* Start Information provided *

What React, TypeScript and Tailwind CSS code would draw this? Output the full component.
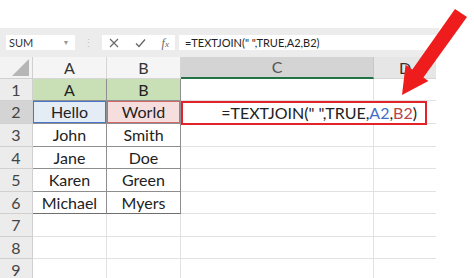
import React from 'react';

type Row = { n: number; h: number; a?: string; b?: string };

const rows: Row[] = [
  { n: 1, h: 22, a: 'A', b: 'B' },
  { n: 2, h: 23, a: 'Hello', b: 'World' },
  { n: 3, h: 23, a: 'John', b: 'Smith' },
  { n: 4, h: 22, a: 'Jane', b: 'Doe' },
  { n: 5, h: 23, a: 'Karen', b: 'Green' },
  { n: 6, h: 22, a: 'Michael', b: 'Myers' },
  { n: 7, h: 23 },
  { n: 8, h: 22 },
  { n: 9, h: 22 },
];

const Toolbar = () => (
  <div className="flex items-center h-[29px] w-[439px] bg-[#ececec] font-[Lato,sans-serif]">
    {/* Name box */}
    <div className="ml-[6px] flex items-center justify-between w-[69px] h-[15px] bg-white pl-[3px] pr-[5px]">
      <span className="text-[11px] text-[#333] leading-none">SUM</span>
      <span className="text-[7px] text-[#999] leading-none">▼</span>
    </div>
    <span className="ml-[8px] text-[11px] text-[#c4c4c4] leading-none">⋮</span>
    {/* Cancel / enter / function */}
    <div className="ml-[8px] flex items-center w-[74px] h-[15px] bg-white">
      <svg width="10" height="10" viewBox="0 0 10 10" className="ml-[7px]">
        <path d="M1 1 L9 9 M9 1 L1 9" stroke="#666" strokeWidth="1.1" fill="none" />
      </svg>
      <svg width="11" height="10" viewBox="0 0 11 10" className="ml-[16px]">
        <path d="M1 5.5 L4 8.5 L10 1.5" stroke="#666" strokeWidth="1.3" fill="none" />
      </svg>
      <span className="ml-[16px] text-[12px] italic text-[#666] font-[Liberation_Serif,serif] leading-none">
        f<span className="text-[9px]">x</span>
      </span>
    </div>
    {/* Formula bar */}
    <div className="ml-[4px] flex items-center w-[262px] h-[15px] bg-white pl-[6px]">
      <span className="text-[11px] text-[#222] leading-none whitespace-pre">=TEXTJOIN(" ",TRUE,A2,B2)</span>
    </div>
  </div>
);

const HeaderRow = () => (
  <div className="flex h-[22px] text-[16px] font-[Lato,sans-serif]">
    <div className="relative w-[33px] bg-[#f3f3f3] border-r border-b border-[#d0d0d0]">
      <svg width="17" height="17" viewBox="0 0 17 17" className="absolute right-[3px] bottom-[2px]">
        <path d="M17 0 L17 17 L0 17 Z" fill="#b6b6b6" />
      </svg>
    </div>
    <div className="w-[74px] flex items-center justify-center bg-[#f5f5f5] border-r border-b border-[#d6d6d6] text-[#333]">A</div>
    <div className="w-[74px] flex items-center justify-center bg-[#f5f5f5] border-r border-b border-[#d6d6d6] text-[#333]">B</div>
    <div className="w-[193px] flex items-center justify-center bg-[#d4d4d4] border-r border-[#c8c8c8] border-b-2 border-b-[#217346] text-[#555]">C</div>
    <div className="w-[62px] flex items-center justify-center bg-[#e6e6e6] border-b border-[#d6d6d6] text-[#333]">D</div>
  </div>
);

const DataRow = ({ row }: { row: Row }) => {
  const inTable = row.a !== undefined;
  const dark = inTable ? 'border-[#8e8e8e]' : 'border-[#e1e1e1]';
  const bottomDark = row.n === 6 ? 'border-b-[#6f6f6f]' : '';
  let aBg = 'bg-white';
  let bBg = 'bg-white';
  if (row.n === 1) {
    aBg = 'bg-[#c9e0b6]';
    bBg = 'bg-[#c9e0b6]';
  }
  if (row.n === 2) {
    aBg = 'bg-[#e4ecf6]';
    bBg = 'bg-[#f6dede]';
  }
  return (
    <div className="flex text-[16px] text-[#222] font-[Lato,sans-serif]" style={{ height: row.h }}>
      <div
        className={`w-[33px] flex items-center justify-center border-r border-b border-[#d0d0d0] text-[#444] ${
          row.n === 2 ? 'bg-[#d4d4d4]' : 'bg-[#ececec]'
        }`}
      >
        {row.n}
      </div>
      <div className={`relative w-[74px] flex items-center justify-center border-r border-b ${dark} ${bottomDark} ${aBg}`}>
        {row.n === 2 && <div className="absolute inset-0 border border-[#4a78c8]" />}
        <span className="relative">{row.a}</span>
      </div>
      <div className={`relative w-[74px] flex items-center justify-center border-r border-b ${dark} ${bottomDark} ${bBg}`}>
        {row.n === 2 && <div className="absolute inset-0 border border-[#d06b6b]" />}
        <span className="relative">{row.b}</span>
      </div>
      <div className="w-[193px] border-r border-b border-[#e1e1e1] bg-white" />
      <div className="w-[62px] border-b border-[#e1e1e1] bg-white" />
    </div>
  );
};

export default function App() {
  return (
    <div className="relative w-[474px] h-[278px] bg-white overflow-hidden">
      <div className="h-[28px]" />
      <Toolbar />
      <HeaderRow />
      {rows.map((r) => (
        <DataRow key={r.n} row={r} />
      ))}

      {/* Edited cell C2 */}
      <div className="absolute left-[181px] top-[101px] w-[246px] h-[24px] border-2 border-[#e3222a] bg-white flex items-center justify-end pr-[8px] font-[Lato,sans-serif] text-[16px] text-[#222] whitespace-pre">
        <span>
          =TEXTJOIN(" ",TRUE,<span className="text-[#3f6fc4]">A2</span>,<span className="text-[#b8474a]">B2</span>)
        </span>
      </div>

      {/* Red arrow */}
      <svg width="474" height="278" className="absolute left-0 top-0 pointer-events-none">
        <path d="M455 9 L467 17 L423 78 L412 70 Z" fill="#ee1c1c" />
        <path d="M402 95 L405.6 64.7 L428.4 80.9 Z" fill="#ee1c1c" />
      </svg>
    </div>
  );
}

* End Information provided *

§ **Written task**
Return the listing above word for word, with the pictures removed.

§ **Solution below**
What React, TypeScript and Tailwind CSS code would draw this? Output the full component.
import React from 'react';

type Row = { n: number; h: number; a?: string; b?: string };

const rows: Row[] = [
  { n: 1, h: 22, a: 'A', b: 'B' },
  { n: 2, h: 23, a: 'Hello', b: 'World' },
  { n: 3, h: 23, a: 'John', b: 'Smith' },
  { n: 4, h: 22, a: 'Jane', b: 'Doe' },
  { n: 5, h: 23, a: 'Karen', b: 'Green' },
  { n: 6, h: 22, a: 'Michael', b: 'Myers' },
  { n: 7, h: 23 },
  { n: 8, h: 22 },
  { n: 9, h: 22 },
];

const Toolbar = () => (
  <div className="flex items-center h-[29px] w-[439px] bg-[#ececec] font-[Lato,sans-serif]">
    {/* Name box */}
    <div className="ml-[6px] flex items-center justify-between w-[69px] h-[15px] bg-white pl-[3px] pr-[5px]">
      <span className="text-[11px] text-[#333] leading-none">SUM</span>
      <span className="text-[7px] text-[#999] leading-none">▼</span>
    </div>
    <span className="ml-[8px] text-[11px] text-[#c4c4c4] leading-none">⋮</span>
    {/* Cancel / enter / function */}
    <div className="ml-[8px] flex items-center w-[74px] h-[15px] bg-white">
      <svg width="10" height="10" viewBox="0 0 10 10" className="ml-[7px]">
        <path d="M1 1 L9 9 M9 1 L1 9" stroke="#666" strokeWidth="1.1" fill="none" />
      </svg>
      <svg width="11" height="10" viewBox="0 0 11 10" className="ml-[16px]">
        <path d="M1 5.5 L4 8.5 L10 1.5" stroke="#666" strokeWidth="1.3" fill="none" />
      </svg>
      <span className="ml-[16px] text-[12px] italic text-[#666] font-[Liberation_Serif,serif] leading-none">
        f<span className="text-[9px]">x</span>
      </span>
    </div>
    {/* Formula bar */}
    <div className="ml-[4px] flex items-center w-[262px] h-[15px] bg-white pl-[6px]">
      <span className="text-[11px] text-[#222] leading-none whitespace-pre">=TEXTJOIN(" ",TRUE,A2,B2)</span>
    </div>
  </div>
);

const HeaderRow = () => (
  <div className="flex h-[22px] text-[16px] font-[Lato,sans-serif]">
    <div className="relative w-[33px] bg-[#f3f3f3] border-r border-b border-[#d0d0d0]">
      <svg width="17" height="17" viewBox="0 0 17 17" className="absolute right-[3px] bottom-[2px]">
        <path d="M17 0 L17 17 L0 17 Z" fill="#b6b6b6" />
      </svg>
    </div>
    <div className="w-[74px] flex items-center justify-center bg-[#f5f5f5] border-r border-b border-[#d6d6d6] text-[#333]">A</div>
    <div className="w-[74px] flex items-center justify-center bg-[#f5f5f5] border-r border-b border-[#d6d6d6] text-[#333]">B</div>
    <div className="w-[193px] flex items-center justify-center bg-[#d4d4d4] border-r border-[#c8c8c8] border-b-2 border-b-[#217346] text-[#555]">C</div>
    <div className="w-[62px] flex items-center justify-center bg-[#e6e6e6] border-b border-[#d6d6d6] text-[#333]">D</div>
  </div>
);

const DataRow = ({ row }: { row: Row }) => {
  const inTable = row.a !== undefined;
  const dark = inTable ? 'border-[#8e8e8e]' : 'border-[#e1e1e1]';
  const bottomDark = row.n === 6 ? 'border-b-[#6f6f6f]' : '';
  let aBg = 'bg-white';
  let bBg = 'bg-white';
  if (row.n === 1) {
    aBg = 'bg-[#c9e0b6]';
    bBg = 'bg-[#c9e0b6]';
  }
  if (row.n === 2) {
    aBg = 'bg-[#e4ecf6]';
    bBg = 'bg-[#f6dede]';
  }
  return (
    <div className="flex text-[16px] text-[#222] font-[Lato,sans-serif]" style={{ height: row.h }}>
      <div
        className={`w-[33px] flex items-center justify-center border-r border-b border-[#d0d0d0] text-[#444] ${
          row.n === 2 ? 'bg-[#d4d4d4]' : 'bg-[#ececec]'
        }`}
      >
        {row.n}
      </div>
      <div className={`relative w-[74px] flex items-center justify-center border-r border-b ${dark} ${bottomDark} ${aBg}`}>
        {row.n === 2 && <div className="absolute inset-0 border border-[#4a78c8]" />}
        <span className="relative">{row.a}</span>
      </div>
      <div className={`relative w-[74px] flex items-center justify-center border-r border-b ${dark} ${bottomDark} ${bBg}`}>
        {row.n === 2 && <div className="absolute inset-0 border border-[#d06b6b]" />}
        <span className="relative">{row.b}</span>
      </div>
      <div className="w-[193px] border-r border-b border-[#e1e1e1] bg-white" />
      <div className="w-[62px] border-b border-[#e1e1e1] bg-white" />
    </div>
  );
};

export default function App() {
  return (
    <div className="relative w-[474px] h-[278px] bg-white overflow-hidden">
      <div className="h-[28px]" />
      <Toolbar />
      <HeaderRow />
      {rows.map((r) => (
        <DataRow key={r.n} row={r} />
      ))}

      {/* Edited cell C2 */}
      <div className="absolute left-[181px] top-[101px] w-[246px] h-[24px] border-2 border-[#e3222a] bg-white flex items-center justify-end pr-[8px] font-[Lato,sans-serif] text-[16px] text-[#222] whitespace-pre">
        <span>
          =TEXTJOIN(" ",TRUE,<span className="text-[#3f6fc4]">A2</span>,<span className="text-[#b8474a]">B2</span>)
        </span>
      </div>

      {/* Red arrow */}
      <svg width="474" height="278" className="absolute left-0 top-0 pointer-events-none">
        <path d="M455 9 L467 17 L423 78 L412 70 Z" fill="#ee1c1c" />
        <path d="M402 95 L405.6 64.7 L428.4 80.9 Z" fill="#ee1c1c" />
      </svg>
    </div>
  );
}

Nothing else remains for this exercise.